Dissertations, Theses, and Capstone Projects

Date of Degree

9-2023

Document Type

Dissertation

Degree Name

Ph.D.

Program

Sociology

Advisor

Ruth Milkman

Committee Members

James Jasper

John Mollenkopf

Leslie McCall

Subject Categories

American Politics | Politics and Social Change

Keywords

American exceptionalism, Duverger's law, social movements

Abstract

In 1998, an upstart “third party” called the Working Families Party (WFP) limped onto the political scene in New York State. Ten years later, the WFP was at the center of the electoral effort that wrested control of the New York State Senate from the Republican Party for the first time in many decades, and a torrent of progressive legislation ensued. This dissertation is a history of the WFP from 1998 to 2018, when the Republicans were again—and this time stably—vanquished at the state level and socialists began to enter state and federal office in a new way. To develop the historical account, I conducted twenty-nine interviews with WFP activists and leaders, examined organizational papers provided to me by the founder, Dan Cantor, participated in hundreds of WFP events and meetings, and read thousands of journalistic accounts of political developments between 1998 and 2018.
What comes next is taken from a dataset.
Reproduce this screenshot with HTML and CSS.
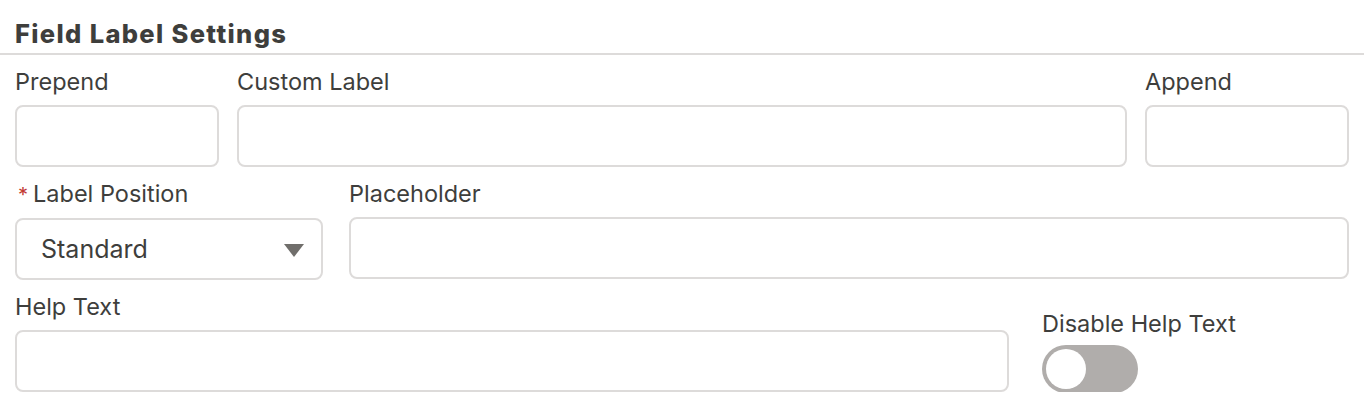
FILE: index.html
```html
<!DOCTYPE html>
<html lang="en">
<head>
<title>Field Label Settings</title>
<link rel="stylesheet" href="styles.css">
</head>
<body>
<h2 class="section-title">Field Label Settings</h2>

<form class="settings">
  <!-- prepend / custom label / append -->
  <div class="row row-label">
    <div class="field">
      <label class="field-label" for="prepend">Prepend</label>
      <input type="text" id="prepend" class="box">
    </div>
    <div class="field">
      <label class="field-label" for="customLabel">Custom Label</label>
      <input type="text" id="customLabel" class="box">
    </div>
    <div class="field">
      <label class="field-label" for="append">Append</label>
      <input type="text" id="append" class="box">
    </div>
  </div>

  <!-- position / placeholder -->
  <div class="row row-position">
    <div class="field">
      <label class="field-label" for="position"><abbr class="required" title="required">*</abbr>Label Position</label>
      <div class="select-wrap">
        <select id="position" class="box select">
          <option>Standard</option>
          <option>Inline</option>
          <option>Hidden</option>
        </select>
        <span class="caret"></span>
      </div>
    </div>
    <div class="field">
      <label class="field-label" for="placeholder">Placeholder</label>
      <input type="text" id="placeholder" class="box">
    </div>
  </div>

  <!-- help text / toggle -->
  <div class="row row-help">
    <div class="field">
      <label class="field-label" for="helpText">Help Text</label>
      <input type="text" id="helpText" class="box">
    </div>
    <div class="field toggle-field">
      <label class="field-label" for="disableHelp">Disable Help Text</label>
      <label class="toggle">
        <input type="checkbox" id="disableHelp">
        <span class="track"><span class="knob"></span></span>
      </label>
    </div>
  </div>
</form>
</body>
</html>
```

FILE: styles.css
```css
body {
  margin: 0;
  font-family: Inter, "Liberation Sans", sans-serif;
  color: #3e3e3c;
  background: #fff;
}

.section-title {
  margin: 0;
  padding: 18px 15px 3px;
  font-size: 25.5px;
  line-height: 32px;
  font-weight: 800;
  letter-spacing: 1.35px;
  border-bottom: 2px solid #dddbda;
}

.settings {padding: 0 15px;}

.row {display: grid; margin-top: 12px;}
.row-label {grid-template-columns: 204px 1fr 204px; column-gap: 18px;}
.row-position {grid-template-columns: 308px 1fr; column-gap: 26px;}
.row-help {grid-template-columns: 994px auto; column-gap: 33px;}

.field {display: flex; flex-direction: column;}
.field-label {
  font-size: 23.5px;
  line-height: 30px;
  margin-bottom: 8px;
}

.required {
  color: #c23934;
  text-decoration: none;
  font-size: 20px;
  margin: 0 5px 0 3px;
}

.box {
  box-sizing: border-box;
  height: 62px;
  width: 100%;
  border: 2px solid #dddbda;
  border-radius: 8px;
  background: #fff;
  font: inherit;
  font-size: 25px;
  color: #3e3e3c;
  padding: 0 24px;
}

.select-wrap {position: relative;}
.select {appearance: none; -webkit-appearance: none;}
.caret {
  position: absolute;
  right: 19px;
  top: 26px;
  width: 0;
  height: 0;
  border-left: 10px solid transparent;
  border-right: 10px solid transparent;
  border-top: 13px solid #706e6b;
  pointer-events: none;
}

.toggle-field {justify-content: flex-end;}
.toggle-field .field-label {margin-bottom: 6px;}
.toggle {display: block;}
.toggle input {display: none;}
.toggle .track {
  display: block;
  width: 96px;
  height: 48px;
  border-radius: 24px;
  background: #b0adab;
  padding: 4px;
  box-sizing: border-box;
  margin-bottom: -1px;
}
.toggle .knob {
  display: block;
  width: 40px;
  height: 40px;
  border-radius: 50%;
  background: #fff;
}
```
This study explores five questions. The first involves the party’s form: What is the WFP? Is it truly a political party? Secondly, what is the WFP in substance? Is it a progressive party, a labor party, or something else? The other three questions seek explanations for the existence, efficacy, and endurance of the WFP. In grappling with these five questions, I aim to shed light on the nature of the US party system in the twenty-first century, as well as on strategies and tactics that are most useful to the US left.

Regarding form, I argue that the WFP is indeed a political party, albeit one that typically lacks a system of “primary” elections for selecting nominees, a core dimension of the Democratic and Republican parties. Regarding substance, the study documents the WFP’s recurring dilemma regarding its relationship with organized labor, finding that it starts off as more progressive than labor party, becomes more of a labor party by 2008, and returns to its roots by 2018. I find that the party owes its existence at once to a legal opportunity, the fusion ballot, but also to key strategic decisions and contingent events; its efficacy emerges from the party’s relentless drive to figure out how to win elections, and on that sturdy foundation, it has developed a number of creative tactics that produce policy results time and again; and finally the party endures because it a) was able to rebalance its approach to key dilemmas in response to the changing political terrain, b) was willing to learn even from party enemies, and c) formalized party operations in the face of assaults from the right wing.